Israel’s Foreign Ministry Director-General Alon Ushpiz visited Bahrain on Wednesday for a series of talks, in the latest move of normalization between the two sides.
Ushpiz is heading an Israeli delegation that will participate in the second bilateral steering committee meeting between the two sides.
The first meeting was held in the Zionist entity last August.
In Manama, Ushpiz is also scheduled to meet with Bahrain’s Foreign Minister Abullatif bin Rashid Al Zayani and Undersecretary for Political Affairs Sheikh Abdulla Al Khalifa, Israeli media reported.
During Prime Minister Naftali Bennett’s visit to Bahrain in February, the two sides agreed on a 10-year bilateral plan called “The Joint Warm Peace Strategy” to deepen relations, officially signed during the so-called Negev Summit in March.

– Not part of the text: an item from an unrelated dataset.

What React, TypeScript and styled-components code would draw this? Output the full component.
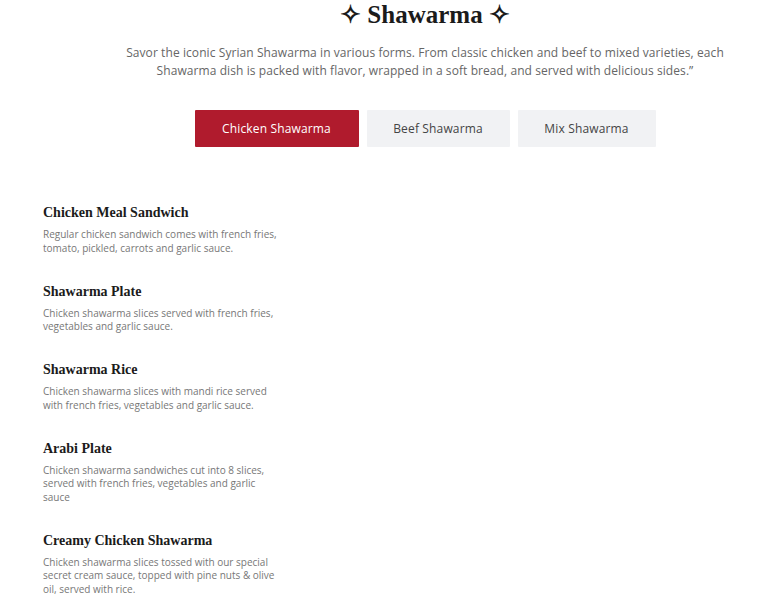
import React, { useState } from "react";
import styled, { createGlobalStyle } from "styled-components";

const Global = createGlobalStyle`
  html, body { margin: 0; padding: 0; background: #fff; overflow-x: hidden; }
  * { box-sizing: border-box; }
`;

const Page = styled.div`
  padding-left: 43px;
  width: 100%;
  overflow: hidden;
`;

const Inner = styled.div`
  width: 764px;
  display: flex;
  flex-direction: column;
`;

const Header = styled.header`
  display: flex;
  flex-direction: column;
  align-items: center;
`;

const Title = styled.h1`
  margin: 0;
  padding-top: 1px;
  font-family: "Liberation Serif", "DejaVu Serif", serif;
  font-weight: 700;
  font-size: 25px;
  line-height: 27px;
  color: #1b1b1b;
`;

const Intro = styled.p`
  margin: 16px 0 0;
  width: 620px;
  text-align: center;
  font-family: "Open Sans", sans-serif;
  font-size: 12px;
  letter-spacing: 0.08px;
  line-height: 18px;
  color: #666;
`;

const Tabs = styled.div`
  margin-top: 30px;
  display: flex;
  gap: 8px;
`;

const Tab = styled.button<{ $active: boolean; $w: number }>`
  width: ${(p) => p.$w}px;
  height: 37px;
  border: none;
  border-radius: 1px;
  background: ${(p) => (p.$active ? "#b01b2d" : "#f1f2f4")};
  color: ${(p) => (p.$active ? "#fff" : "#444")};
  font-family: "Open Sans", sans-serif;
  font-weight: 500;
  font-size: 12px;
  letter-spacing: 0.15px;
  cursor: pointer;
`;

const List = styled.ul`
  list-style: none;
  margin: 57px 0 0;
  padding: 0;
  width: 240px;
  display: flex;
  flex-direction: column;
  gap: 27.5px;
`;

const Item = styled.li`
  display: flex;
  flex-direction: column;
  gap: 6px;
`;

const ItemName = styled.h3`
  margin: 0;
  font-family: "Liberation Serif", "DejaVu Serif", serif;
  font-weight: 700;
  font-size: 14px;
  line-height: 18px;
  color: #1b1b1b;
`;

const ItemDesc = styled.p`
  margin: 0;
  font-family: "Open Sans", sans-serif;
  font-size: 10px;
  line-height: 13.5px;
  color: #777;
`;

const tabs = [
  { label: "Chicken Shawarma", w: 164 },
  { label: "Beef Shawarma", w: 143 },
  { label: "Mix Shawarma", w: 138 },
];

const items = [
  {
    name: "Chicken Meal Sandwich",
    desc: "Regular chicken sandwich comes with french fries, tomato, pickled, carrots and garlic sauce.",
  },
  {
    name: "Shawarma Plate",
    desc: "Chicken shawarma slices served with french fries, vegetables and garlic sauce.",
  },
  {
    name: "Shawarma Rice",
    desc: "Chicken shawarma slices with mandi rice served with french fries, vegetables and garlic sauce.",
  },
  {
    name: "Arabi Plate",
    desc: "Chicken shawarma sandwiches cut into 8 slices, served with french fries, vegetables and garlic sauce",
  },
  {
    name: "Creamy Chicken Shawarma",
    desc: "Chicken shawarma slices tossed with our special secret cream sauce, topped with pine nuts & olive oil, served with rice.",
  },
];

export default function App() {
  const [active, setActive] = useState(0);
  return (
    <>
      <Global />
      <Page>
        <Inner>
          <Header>
            <Title>✧ Shawarma ✧</Title>
            <Intro>
              Savor the iconic Syrian Shawarma in various forms. From classic chicken and beef to mixed varieties, each
              Shawarma dish is packed with flavor, wrapped in a soft bread, and served with delicious sides.”
            </Intro>
            <Tabs>
              {tabs.map((t, i) => (
                <Tab key={t.label} $active={i === active} $w={t.w} onClick={() => setActive(i)}>
                  {t.label}
                </Tab>
              ))}
            </Tabs>
          </Header>
          <List>
            {items.map((it) => (
              <Item key={it.name}>
                <ItemName>{it.name}</ItemName>
                <ItemDesc>{it.desc}</ItemDesc>
              </Item>
            ))}
          </List>
        </Inner>
      </Page>
    </>
  );
}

Bahrain, along with the United Arab Emirates, signed a peace pact with the Tel Aviv regime in a ceremony hosted by then US president Donald Trump at the White House in September 2020. Sudan and Morocco followed suit later in the year and inked similar US-brokered normalization deals with the occupying regime.
The agreements sparked outrage among Arab and Muslim countries, with governments of Iran, Syria, Lebanon, Iraq, Qatar, and Kuwait slamming them and expressing their unwavering support for the Palestinian cause.
Last week, Iraq’s parliament passed a law making it illegal for the country to ever normalize its relations with the Israeli regime.